■ Records supplied ■
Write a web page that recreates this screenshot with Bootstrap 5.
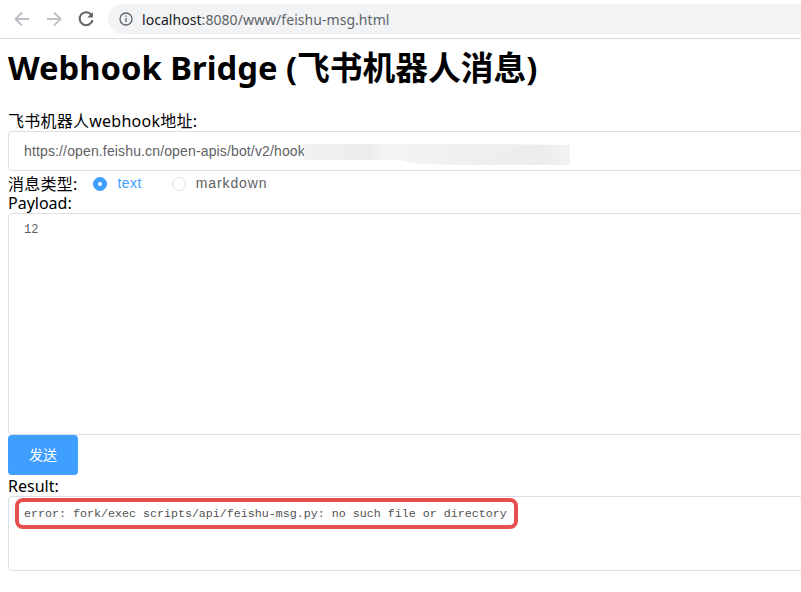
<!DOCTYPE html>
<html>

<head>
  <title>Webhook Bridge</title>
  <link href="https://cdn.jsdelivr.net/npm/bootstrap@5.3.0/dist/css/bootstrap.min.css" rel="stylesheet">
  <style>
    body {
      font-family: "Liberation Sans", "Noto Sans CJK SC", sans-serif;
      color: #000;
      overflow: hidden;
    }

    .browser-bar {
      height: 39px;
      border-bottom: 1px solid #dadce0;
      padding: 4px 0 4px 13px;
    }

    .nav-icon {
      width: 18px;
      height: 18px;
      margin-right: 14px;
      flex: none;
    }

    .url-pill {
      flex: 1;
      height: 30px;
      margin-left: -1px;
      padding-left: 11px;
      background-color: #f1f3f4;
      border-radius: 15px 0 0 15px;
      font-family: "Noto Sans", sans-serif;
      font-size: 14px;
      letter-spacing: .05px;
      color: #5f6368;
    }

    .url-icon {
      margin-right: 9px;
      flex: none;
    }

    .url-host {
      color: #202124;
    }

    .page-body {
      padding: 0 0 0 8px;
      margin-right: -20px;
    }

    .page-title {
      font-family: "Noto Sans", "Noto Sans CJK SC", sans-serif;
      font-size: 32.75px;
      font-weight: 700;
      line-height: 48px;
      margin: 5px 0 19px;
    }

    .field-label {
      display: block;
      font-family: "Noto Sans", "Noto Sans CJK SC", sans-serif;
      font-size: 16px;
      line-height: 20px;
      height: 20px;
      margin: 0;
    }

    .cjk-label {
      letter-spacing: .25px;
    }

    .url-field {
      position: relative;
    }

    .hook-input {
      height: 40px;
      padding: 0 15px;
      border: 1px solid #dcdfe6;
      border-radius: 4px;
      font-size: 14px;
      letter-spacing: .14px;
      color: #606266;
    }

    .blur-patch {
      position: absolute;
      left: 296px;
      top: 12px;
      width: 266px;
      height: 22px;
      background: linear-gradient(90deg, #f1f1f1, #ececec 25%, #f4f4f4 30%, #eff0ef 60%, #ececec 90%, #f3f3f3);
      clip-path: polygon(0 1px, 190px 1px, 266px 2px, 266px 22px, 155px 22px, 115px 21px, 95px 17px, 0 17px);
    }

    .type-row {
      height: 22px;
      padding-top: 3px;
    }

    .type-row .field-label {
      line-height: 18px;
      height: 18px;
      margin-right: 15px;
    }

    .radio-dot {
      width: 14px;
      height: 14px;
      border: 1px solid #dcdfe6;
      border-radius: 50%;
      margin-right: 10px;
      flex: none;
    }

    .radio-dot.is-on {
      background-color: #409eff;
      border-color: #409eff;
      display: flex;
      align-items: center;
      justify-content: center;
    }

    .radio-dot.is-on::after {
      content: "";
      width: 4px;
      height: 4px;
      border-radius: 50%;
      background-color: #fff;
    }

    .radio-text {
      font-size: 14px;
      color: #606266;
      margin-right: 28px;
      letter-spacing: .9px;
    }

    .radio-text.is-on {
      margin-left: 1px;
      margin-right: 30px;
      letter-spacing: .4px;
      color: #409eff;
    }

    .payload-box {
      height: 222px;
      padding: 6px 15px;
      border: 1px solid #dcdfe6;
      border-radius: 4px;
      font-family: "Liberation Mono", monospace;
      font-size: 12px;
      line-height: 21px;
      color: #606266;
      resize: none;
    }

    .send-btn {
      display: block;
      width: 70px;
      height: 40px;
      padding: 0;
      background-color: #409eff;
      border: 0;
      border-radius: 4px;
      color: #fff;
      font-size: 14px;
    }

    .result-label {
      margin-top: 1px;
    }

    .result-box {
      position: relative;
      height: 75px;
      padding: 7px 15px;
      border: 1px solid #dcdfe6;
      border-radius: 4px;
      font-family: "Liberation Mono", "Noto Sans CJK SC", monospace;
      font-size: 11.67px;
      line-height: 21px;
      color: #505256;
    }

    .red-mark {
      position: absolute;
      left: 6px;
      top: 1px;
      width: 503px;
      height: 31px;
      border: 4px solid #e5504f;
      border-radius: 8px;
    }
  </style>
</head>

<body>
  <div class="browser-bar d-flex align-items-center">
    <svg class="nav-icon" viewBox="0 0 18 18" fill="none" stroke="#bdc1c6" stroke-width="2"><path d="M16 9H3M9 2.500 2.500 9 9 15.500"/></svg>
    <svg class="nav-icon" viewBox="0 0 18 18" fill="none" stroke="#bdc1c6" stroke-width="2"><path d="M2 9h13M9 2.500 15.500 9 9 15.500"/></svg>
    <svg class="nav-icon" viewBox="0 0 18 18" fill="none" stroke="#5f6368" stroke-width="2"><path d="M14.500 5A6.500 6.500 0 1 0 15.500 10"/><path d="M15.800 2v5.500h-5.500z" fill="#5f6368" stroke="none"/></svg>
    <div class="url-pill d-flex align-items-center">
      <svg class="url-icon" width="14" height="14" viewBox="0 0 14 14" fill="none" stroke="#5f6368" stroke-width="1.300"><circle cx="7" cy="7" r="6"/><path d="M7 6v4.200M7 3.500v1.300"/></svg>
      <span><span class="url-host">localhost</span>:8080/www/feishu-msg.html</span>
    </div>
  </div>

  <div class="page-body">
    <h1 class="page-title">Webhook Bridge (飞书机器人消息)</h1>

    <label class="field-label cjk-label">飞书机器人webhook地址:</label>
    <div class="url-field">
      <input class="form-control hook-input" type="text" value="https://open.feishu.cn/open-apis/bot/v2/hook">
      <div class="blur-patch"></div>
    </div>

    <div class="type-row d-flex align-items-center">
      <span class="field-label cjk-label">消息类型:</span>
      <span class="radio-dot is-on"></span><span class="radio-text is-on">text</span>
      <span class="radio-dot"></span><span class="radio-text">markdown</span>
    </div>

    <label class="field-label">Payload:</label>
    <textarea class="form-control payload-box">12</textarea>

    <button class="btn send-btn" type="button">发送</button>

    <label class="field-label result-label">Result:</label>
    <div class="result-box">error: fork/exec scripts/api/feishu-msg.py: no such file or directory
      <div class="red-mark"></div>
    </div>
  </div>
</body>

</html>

---

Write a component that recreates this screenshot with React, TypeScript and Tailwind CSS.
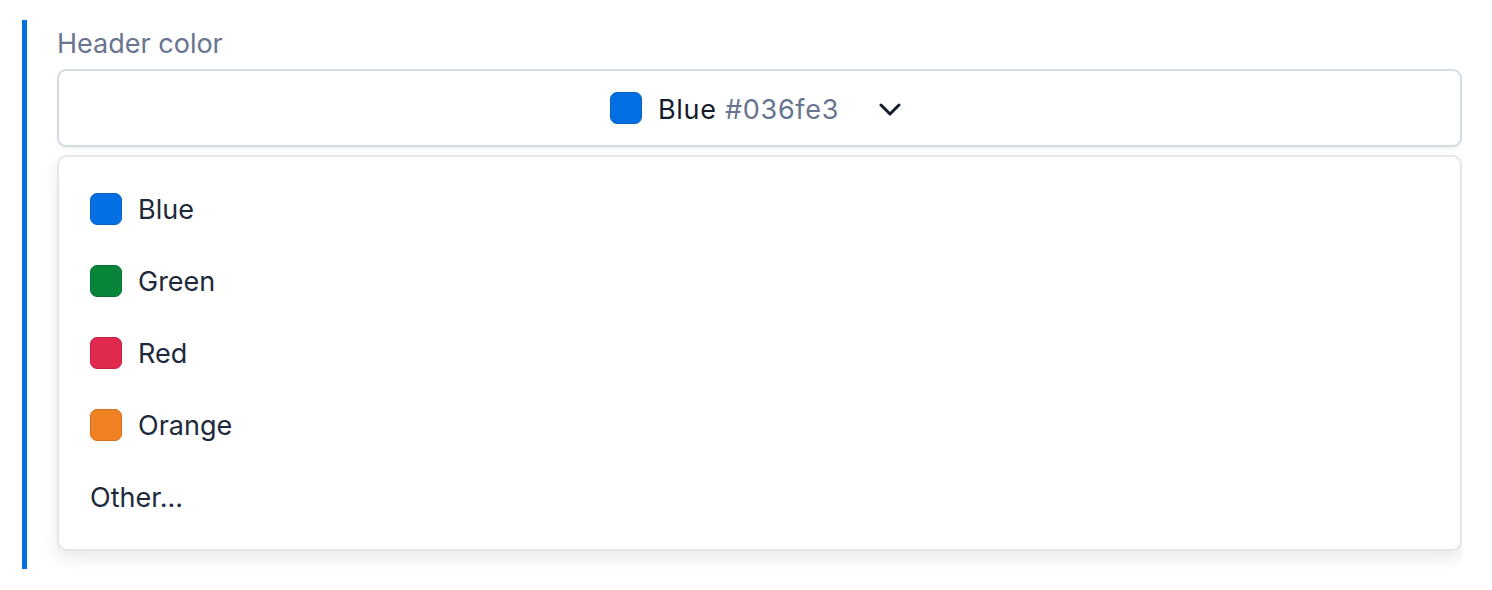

...

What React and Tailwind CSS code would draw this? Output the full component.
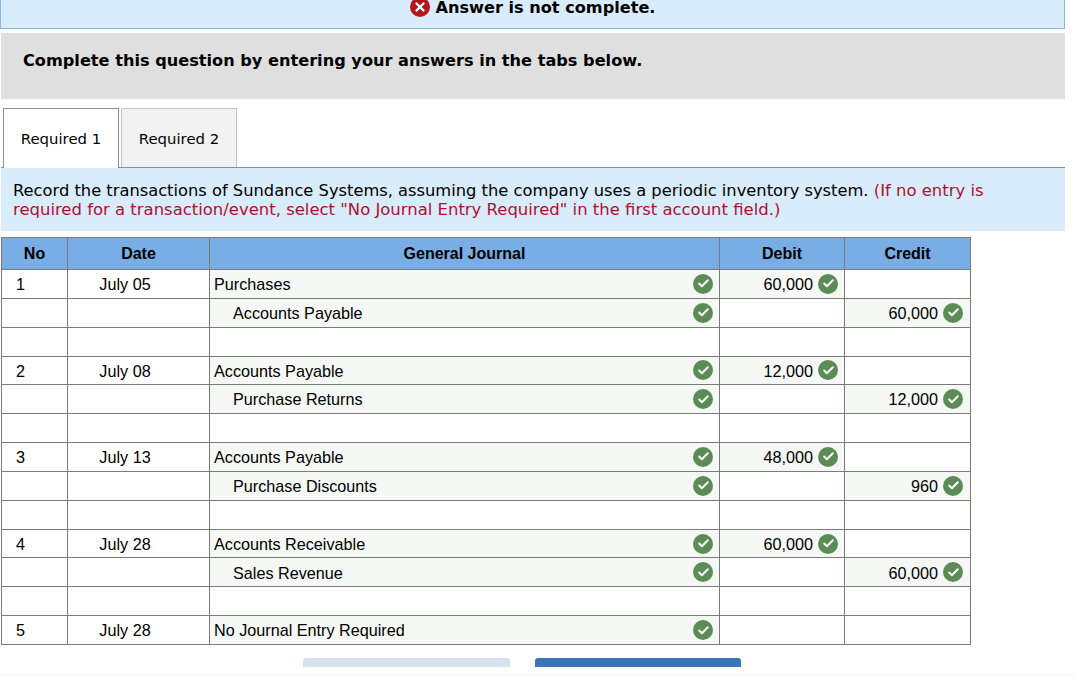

■ What you are asked to do ■
Pick out the lines above containing the word "Write", then copy them.

■ Solution for this problem ■
Write a web page that recreates this screenshot with Bootstrap 5.
Write a component that recreates this screenshot with React, TypeScript and Tailwind CSS.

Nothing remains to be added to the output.